Martill and his team made this discovery by examining azhdarchid pterosaur fossils from the Kem Kem site in Morocco—a fossil-rich area, and one of the only places you can find relatively intact Azhdarchid specimens. They placed pterosaur vertebrae through a CT scan, and they were amazed by the structures they found inside. 

With the help of biomechanical engineers, they then assessed just how helpful the spoke-like structures were for easing the flying reptiles’ neck strain. Their analyses found that just 50 of these struts (with limited fossil records it’s hard to be sure exactly how many each creature had) increased their weight-bearing capacity by 90 percent, which explains how these ancient lizards could be such strong fliers and fierce predators without breaking their own necks. 

Neck strength could have also been important to these pterosaurs for “neck bashing,” a type of rivalry-driven ritual between males that giraffes engage in today. 

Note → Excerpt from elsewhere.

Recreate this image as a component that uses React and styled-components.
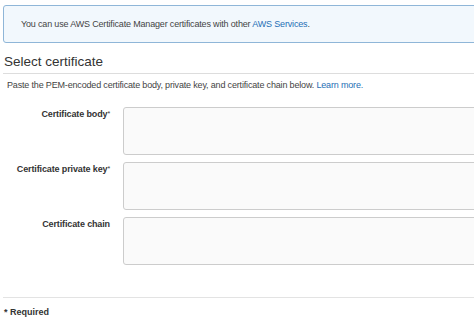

Knowing the structure of these vertebrae will help scientists gain more accurate understanding of azhdarchid pterosaurs—from how they moved, to the prey they might have been able to catch, and how big they really could have gotten. 

Regardless, the never-before-seen neck vertebrae structure is quite a discovery, Martill said, and shows how “evolution shaped these creatures into awesome, breathtakingly efficient flyers.”